▶ [WORK REQUIRED] Report only the number of lines in the records that contain the word "screenshot".

▶ [DATA ENTRIES]
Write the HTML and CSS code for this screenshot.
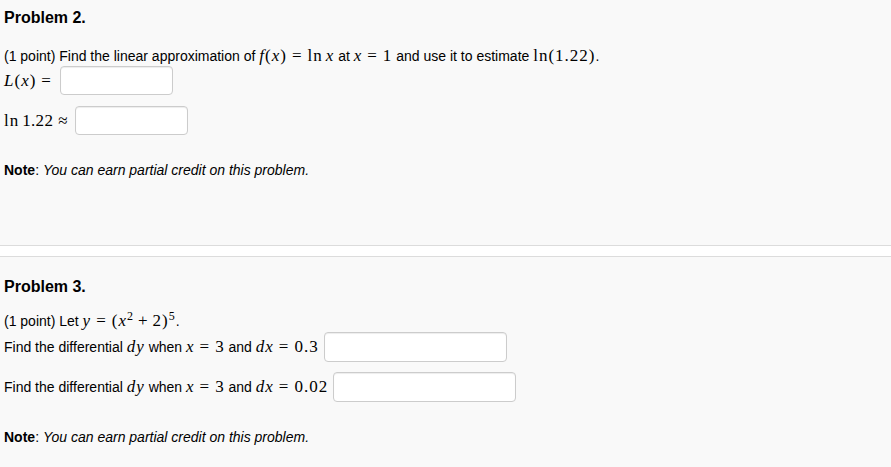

--

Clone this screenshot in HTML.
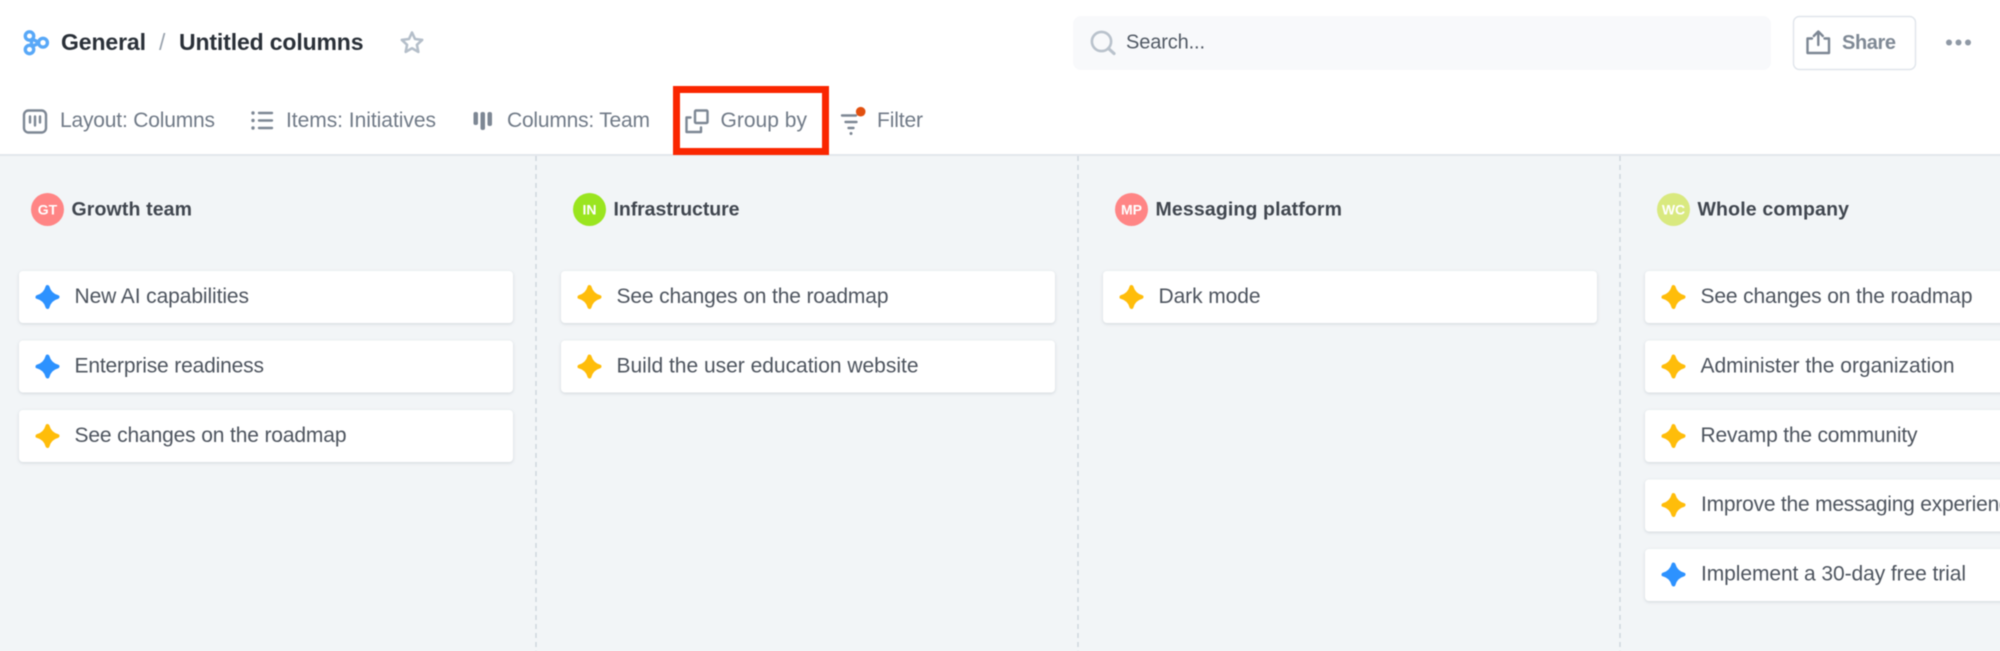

==

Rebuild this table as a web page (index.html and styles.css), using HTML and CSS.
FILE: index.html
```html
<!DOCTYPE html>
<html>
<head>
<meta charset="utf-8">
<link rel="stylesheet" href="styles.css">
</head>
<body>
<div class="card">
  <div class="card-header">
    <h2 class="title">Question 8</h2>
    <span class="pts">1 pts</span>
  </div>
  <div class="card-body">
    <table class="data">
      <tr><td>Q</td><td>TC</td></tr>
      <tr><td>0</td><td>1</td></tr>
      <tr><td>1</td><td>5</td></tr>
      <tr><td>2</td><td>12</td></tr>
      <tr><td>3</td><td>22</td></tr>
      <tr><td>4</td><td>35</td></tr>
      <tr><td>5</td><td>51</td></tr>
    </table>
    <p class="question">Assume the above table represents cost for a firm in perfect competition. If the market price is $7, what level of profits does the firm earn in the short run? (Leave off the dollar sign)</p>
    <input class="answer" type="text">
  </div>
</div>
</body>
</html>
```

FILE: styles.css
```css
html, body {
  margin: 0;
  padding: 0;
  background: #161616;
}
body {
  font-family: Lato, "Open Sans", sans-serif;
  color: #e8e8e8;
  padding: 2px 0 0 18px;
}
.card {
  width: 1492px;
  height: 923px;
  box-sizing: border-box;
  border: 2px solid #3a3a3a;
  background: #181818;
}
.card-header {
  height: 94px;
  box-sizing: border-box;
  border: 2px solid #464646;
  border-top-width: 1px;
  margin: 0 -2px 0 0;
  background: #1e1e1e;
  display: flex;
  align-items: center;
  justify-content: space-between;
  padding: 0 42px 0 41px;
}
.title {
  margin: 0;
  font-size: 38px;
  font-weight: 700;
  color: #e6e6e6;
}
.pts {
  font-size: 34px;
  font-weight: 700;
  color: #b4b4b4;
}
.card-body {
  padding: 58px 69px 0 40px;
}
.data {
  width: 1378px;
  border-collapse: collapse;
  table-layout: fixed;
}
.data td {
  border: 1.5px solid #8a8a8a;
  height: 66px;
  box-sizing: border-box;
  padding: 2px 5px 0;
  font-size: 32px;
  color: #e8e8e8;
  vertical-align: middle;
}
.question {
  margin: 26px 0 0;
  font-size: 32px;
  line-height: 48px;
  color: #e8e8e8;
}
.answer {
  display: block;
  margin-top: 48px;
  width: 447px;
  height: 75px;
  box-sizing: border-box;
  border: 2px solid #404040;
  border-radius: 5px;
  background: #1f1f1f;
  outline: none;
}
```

▶ [SOLUTION] 2